My mother’s food tastes so good because it’s so simple. That probably sounds attractive to you, gentle Reader, but it may yet prove your vexation. Since the ingredients are very few, they must be very good and very fresh, or the food falls flat. Since the combinations are simple, proportion and balance are decisive, or the food falls flat. Too little salt, or too much garlic, or sauté the onions too little, or cook the fish too long, the meat not long enough, and the food falls flat.

Tasty food takes time and tender loving care. That fantasy you have of tossing a splash of wine into a crackling pan with one hand while sporting a cocktail in the other, gossiping all the while with your friend on the kitchen stool, is deluded.  You must reverently attend upon what you are cooking, as the grace of the moment. Art is but half of what you need; 'sive Deus sive natura' must vouchsafe the rest. Be attentive to the grace of the present moment. Be a humble steward before the food before you. Be suppliant before nature. Don’t gab while you cook.

The reason you need me to learn to cook the way my mother does is that my mother can’t explain herself. Trust me on this. You try to cook it the way she says she does; it comes out disastrously; you call her up, and she says, “Well, didn't you add water?”  – No, you didn’t say to add water. – “'Ma, non e logico, bella mamma?' Do I have to tell you everything?” – YES!!! You have to tell me EVERYTHING!!! –“You don’t cook; you play house.”

You see how sweet my little Italian mother is not, when she wants not to be? And so, as did Aaron with Moses for the Israelites, I'm going to interpret my mother for you. And for good measure, I’m going to throw in all my own opinions about eating as a human being should want to.

Knowing my family history is good for you, gentle Reader, because when you get annoyed with me, as you surely will, and work yourself up into a contrarian mood about my blog, you can take her side against me. This way we keep it all in the family. That’s how my family likes it.

A Postscript Contra gentiles

I now and again receive queries I take to be complaints about my use of the word Gentile. One reader, for example, posted this comment: "Not to begrudge what must be a deeply held familial tradition in word choice, but “Gentile” refers not to non-Catholic, but to non-Jew."

That comment amuses me, so let me make hay of it.

First of all, it’s not a family tradition, but a joke, and a sufficiently learned one that most of my family wouldn’t get it either.

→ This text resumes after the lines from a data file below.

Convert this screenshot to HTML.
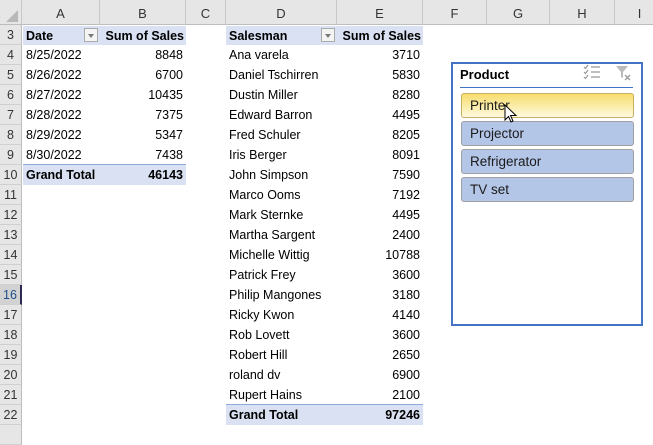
<!DOCTYPE html>
<html><head><meta charset="utf-8"><style>
*{margin:0;padding:0;box-sizing:border-box}
body{width:653px;height:431px;overflow:hidden;background:#fff;font-family:"Liberation Sans",Calibri,sans-serif;font-size:12.5px;color:#000;position:relative}
.a{position:absolute}
.ch{position:absolute;top:0;height:25px;background:#e6e6e6;border-right:1px solid #c8c8c8;border-bottom:1px solid #bdbdbd;text-align:center;line-height:28px;color:#333;font-size:13px}
.rh{position:absolute;left:0;width:22px;height:20px;background:#e6e6e6;border-right:1px solid #bdbdbd;border-bottom:1px solid #d0d0d0;text-align:center;line-height:20px;color:#333;font-size:12.5px}
.c{position:absolute;height:20px;line-height:20px;white-space:nowrap;padding:0 3px}
.r{text-align:right}
.b{font-weight:bold}
.hd{background:#d9e1f2}
.gt{background:#d9e1f2;border-top:1px solid #8ea9db}
.dd{position:absolute;width:14px;height:14px;border:1px solid #aaa;background:#f4f4f4}
.dd:after{content:"";position:absolute;left:3px;top:5px;border-left:3px solid transparent;border-right:3px solid transparent;border-top:4px solid #777}
.it{position:absolute;left:461px;width:173px;height:25px;border:1px solid #a0a0a0;border-radius:3px;background:#b4c6e7;line-height:23px;padding-left:8px;font-size:13.5px;color:#1a1a1a}
</style></head><body>
<div class="ch" style="left:0;width:22px"><div class="a" style="left:6px;top:10px;width:0;height:0;border-left:12px solid transparent;border-bottom:12px solid #b8b8b8"></div></div>
<div class="ch" style="left:22px;width:78px">A</div>
<div class="ch" style="left:100px;width:86px">B</div>
<div class="ch" style="left:186px;width:40px">C</div>
<div class="ch" style="left:226px;width:111px">D</div>
<div class="ch" style="left:337px;width:86px">E</div>
<div class="ch" style="left:423px;width:64px">F</div>
<div class="ch" style="left:487px;width:63px">G</div>
<div class="ch" style="left:550px;width:65px">H</div>
<div class="ch" style="left:615px;width:50px">I</div>

<div class="rh" style="top:25px">3</div><div class="rh" style="top:45px">4</div><div class="rh" style="top:65px">5</div><div class="rh" style="top:85px">6</div><div class="rh" style="top:105px">7</div><div class="rh" style="top:125px">8</div><div class="rh" style="top:145px">9</div><div class="rh" style="top:165px">10</div><div class="rh" style="top:185px">11</div><div class="rh" style="top:205px">12</div><div class="rh" style="top:225px">13</div><div class="rh" style="top:245px">14</div><div class="rh" style="top:265px">15</div><div class="rh" style="top:285px;background:#d2d2d2;border-right:2px solid #2a2a50;color:#1a4f8a">16</div><div class="rh" style="top:305px">17</div><div class="rh" style="top:325px">18</div><div class="rh" style="top:345px">19</div><div class="rh" style="top:365px">20</div><div class="rh" style="top:385px">21</div><div class="rh" style="top:405px">22</div><div class="rh" style="top:425px"></div>

<!-- Pivot 1 -->
<div class="c b hd" style="left:23px;top:26px;width:77px;height:19px">Date</div>
<div class="dd" style="left:84px;top:28px"></div>
<div class="c b hd r" style="left:100px;top:26px;width:86px;height:19px;padding:0 2px">Sum of Sales</div>
<div class="c" style="left:23px;top:45px">8/25/2022</div><div class="c r" style="left:100px;top:45px;width:86px">8848</div>
<div class="c" style="left:23px;top:65px">8/26/2022</div><div class="c r" style="left:100px;top:65px;width:86px">6700</div>
<div class="c" style="left:23px;top:85px">8/27/2022</div><div class="c r" style="left:100px;top:85px;width:86px">10435</div>
<div class="c" style="left:23px;top:105px">8/28/2022</div><div class="c r" style="left:100px;top:105px;width:86px">7375</div>
<div class="c" style="left:23px;top:125px">8/29/2022</div><div class="c r" style="left:100px;top:125px;width:86px">5347</div>
<div class="c" style="left:23px;top:145px">8/30/2022</div><div class="c r" style="left:100px;top:145px;width:86px">7438</div>
<div class="c b gt" style="left:23px;top:164px;width:163px;height:21px">Grand Total</div>
<div class="c b r" style="left:100px;top:165px;width:86px">46143</div>

<!-- Pivot 2 -->
<div class="c b hd" style="left:226px;top:26px;width:111px;height:19px">Salesman</div>
<div class="dd" style="left:321px;top:28px"></div>
<div class="c b hd r" style="left:337px;top:26px;width:86px;height:19px;padding:0 2px">Sum of Sales</div>
<div class="c" style="left:226px;top:45px">Ana varela</div><div class="c r" style="left:337px;top:45px;width:86px">3710</div>
<div class="c" style="left:226px;top:65px">Daniel Tschirren</div><div class="c r" style="left:337px;top:65px;width:86px">5830</div>
<div class="c" style="left:226px;top:85px">Dustin Miller</div><div class="c r" style="left:337px;top:85px;width:86px">8280</div>
<div class="c" style="left:226px;top:105px">Edward Barron</div><div class="c r" style="left:337px;top:105px;width:86px">4495</div>
<div class="c" style="left:226px;top:125px">Fred Schuler</div><div class="c r" style="left:337px;top:125px;width:86px">8205</div>
<div class="c" style="left:226px;top:145px">Iris Berger</div><div class="c r" style="left:337px;top:145px;width:86px">8091</div>
<div class="c" style="left:226px;top:165px">John Simpson</div><div class="c r" style="left:337px;top:165px;width:86px">7590</div>
<div class="c" style="left:226px;top:185px">Marco Ooms</div><div class="c r" style="left:337px;top:185px;width:86px">7192</div>
<div class="c" style="left:226px;top:205px">Mark Sternke</div><div class="c r" style="left:337px;top:205px;width:86px">4495</div>
<div class="c" style="left:226px;top:225px">Martha Sargent</div><div class="c r" style="left:337px;top:225px;width:86px">2400</div>
<div class="c" style="left:226px;top:245px">Michelle Wittig</div><div class="c r" style="left:337px;top:245px;width:86px">10788</div>
<div class="c" style="left:226px;top:265px">Patrick Frey</div><div class="c r" style="left:337px;top:265px;width:86px">3600</div>
<div class="c" style="left:226px;top:285px">Philip Mangones</div><div class="c r" style="left:337px;top:285px;width:86px">3180</div>
<div class="c" style="left:226px;top:305px">Ricky Kwon</div><div class="c r" style="left:337px;top:305px;width:86px">4140</div>
<div class="c" style="left:226px;top:325px">Rob Lovett</div><div class="c r" style="left:337px;top:325px;width:86px">3600</div>
<div class="c" style="left:226px;top:345px">Robert Hill</div><div class="c r" style="left:337px;top:345px;width:86px">2650</div>
<div class="c" style="left:226px;top:365px">roland dv</div><div class="c r" style="left:337px;top:365px;width:86px">6900</div>
<div class="c" style="left:226px;top:385px">Rupert Hains</div><div class="c r" style="left:337px;top:385px;width:86px">2100</div>
<div class="c b gt" style="left:226px;top:404px;width:197px;height:21px">Grand Total</div>
<div class="c b r" style="left:337px;top:405px;width:86px">97246</div>

<!-- Slicer -->
<div class="a" style="left:451px;top:62px;width:192px;height:264px;border:2px solid #4472c4;background:#fff"></div>
<div class="a b" style="left:460px;top:67px;font-size:13px;line-height:16px">Product</div>
<div class="a" style="left:460px;top:87px;width:173px;height:1px;background:#4472c4"></div>
<svg class="a" style="left:583px;top:64px" width="20" height="18" viewBox="0 0 20 18" fill="none" stroke="#999" stroke-width="1.2">
<path d="M1 3l1.5 1.5L5 1M1 8l1.5 1.5L5 6M1 13l1.5 1.5L5 11"/><path d="M8 3h9M8 8h9M8 13h9"/></svg>
<svg class="a" style="left:615px;top:64px" width="18" height="18" viewBox="0 0 18 18">
<path d="M1 2h12l-5 6v6l-2-1V8z" fill="#bbb"/><path d="M10 11l5 5M15 11l-5 5" stroke="#999" stroke-width="1.3"/></svg>
<div class="it" style="top:93px;background:linear-gradient(#f7dd6f,#fbeeb0 60%,#fff9e0);border-color:#c8b060">Printer</div>
<div class="it" style="top:121px">Projector</div>
<div class="it" style="top:149px">Refrigerator</div>
<div class="it" style="top:177px">TV set</div>
<svg class="a" style="left:504px;top:104px" width="14" height="20" viewBox="0 0 14 20"><path d="M1 1v15l3.5-3.5 2.5 5.5 2-1-2.5-5.5H12z" fill="#fff" stroke="#000" stroke-width="1"/></svg>
</body></html>
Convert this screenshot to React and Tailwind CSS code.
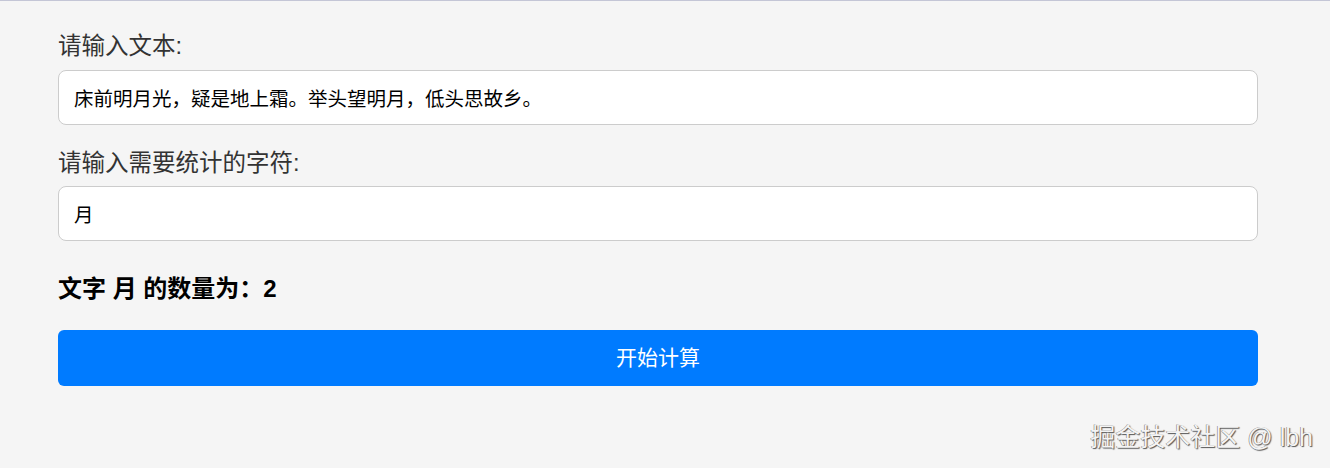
import React, { useState } from 'react';

export default function App() {
  const [text, setText] = useState('床前明月光，疑是地上霜。举头望明月，低头思故乡。');
  const [char, setChar] = useState('月');
  const [count, setCount] = useState(2);

  // 统计字符出现次数
  const handleCount = () => {
    if (!char) return setCount(0);
    setCount(text.split(char).length - 1);
  };

  return (
    <div className="relative min-h-[468px] bg-[#f5f5f5] border-t border-[#c4c6d6] font-['Liberation_Sans','Noto_Sans_CJK_SC',sans-serif]">
      <div className="w-[1200px] ml-[58px] pt-[30px] flex flex-col">
        <label className="text-[23.5px] leading-[30px] text-[#333] mb-[9px]">请输入文本:</label>
        <input
          type="text"
          value={text}
          onChange={(e) => setText(e.target.value)}
          className="h-[55px] px-[15px] text-[19.5px] text-black bg-white border border-[#cccccc] rounded-lg outline-none"
        />

        <label className="text-[23.5px] leading-[30px] text-[#333] mt-[23px] mb-2">请输入需要统计的字符:</label>
        <input
          type="text"
          value={char}
          onChange={(e) => setChar(e.target.value)}
          className="h-[55px] px-[15px] text-[19.5px] text-black bg-white border border-[#cccccc] rounded-lg outline-none"
        />

        <p className="mt-[33px] text-[24px] leading-[30px] font-bold text-black">
          文字 {char} 的数量为：{count}
        </p>

        <button
          onClick={handleCount}
          className="mt-[26px] h-[56px] bg-[#007bff] text-white text-[21px] rounded-md"
        >
          开始计算
        </button>
      </div>

      <div className="absolute right-[17px] top-[419px] text-[25px] leading-[34px] text-[#f4f4f4] [text-shadow:1px_1px_1px_#555,-0.5px_-0.5px_0_#777]">
        掘金技术社区 @ lbh
      </div>
    </div>
  );
}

As for my family, their custom is the usual one of naming other peoples by their given names rather than by a single name meaning Not-Us. As for the learned joke, insofar as it is funny, it may well cease to be so once I explain it, but here goes anyway.

As a joke on my avowed chauvinism, I variously use Gentile (as proper noun, or else gentile as adjective) to refer to anyone outside my mother’s family (including my father); or else any Italians outside Brooklyn (including Queens, the Bronx, and certainly Long Island); or else any Italians outside New York (including Italian Italians); or else any Europeans who are not Italian, but most of all Europeans north of the Alps—and by extension their North American progeny, especially in this land of my exile, by which I mean the Mid-Atlantic city I now live in, in exile from Brooklyn; and most generically I mean white people, where white is a color of soul, not skin (which means you can have a pale soul even if you have olive skin, and an olive soul even if you have pale skin, even though clearly it's best to have olive skin and an olive soul).

Now, in its defense, my usage does have the warrant of birthright. With all due respect to Jewish anglophonics, the word is not Hebrew, Aramaic, or Yiddish, but Latin, a common Latin word used by my Roman forebears long before Jews merited their notice. The Latin term has the generic meaning of foreigner, and this is the meaning it retains in St. Thomas Aquinas’s 13th century missionary handbook of apologetical theology, Summa contra gentiles, where the Gentiles meant are Jewish and Muslim critics of Christian beliefs.

But my ancient Roman forebears had also used the word more specifically to name the foreigners north of the Alps, the conquered tribes that in a later reflux invasion poured back over those Alps into the Italian peninsula to conquer their conquerors. Those poor Northern Italians absorbed the brunt of that Frankish invasion, and so ended up the Samaritans of the North, so to speak, as Sicilians are of the South, as ancient Greco Roman civilization retreated to the relative purity of middle South Italy, the homeland of my mother's people, and thence to middle South Brooklyn.

But at the heyday of the Roman Empire, the Latin word "gentile" was used to translate Testaments both Hebrew and Greek into Latin, the emergent lingua franca of Western civilization. In the apostolic Church, the name is used to distinguish Greek converts from Jewish ones, especially by Paul, who is dubbed the Apostle to the Gentiles when, after a dramatic fall from a horse, he converts from the zealotry of his Pharisaic Judaism to the zealotry of his charismatic Christianity, and sets out as a missionary to preach it to Gentiles from Jerusalem to Rome.

It is an amusing conceit of the Blog that I am a culinary Paul on mission to convert Gentiles from the profane ways of eating passed down to them by their people, to eating the way a human being should want to—the way of my people, mostly my mother’s people.

IN SUM, as this blog presents itself as a protracted profession of culinary chauvinism, in that spirit I make use of the term Gentile not only as a term of contradistinction, but also of reproof, yet charitably, for your good, gentle Reader, for is it not written that if the just man strike or reprove me, it is a kindness?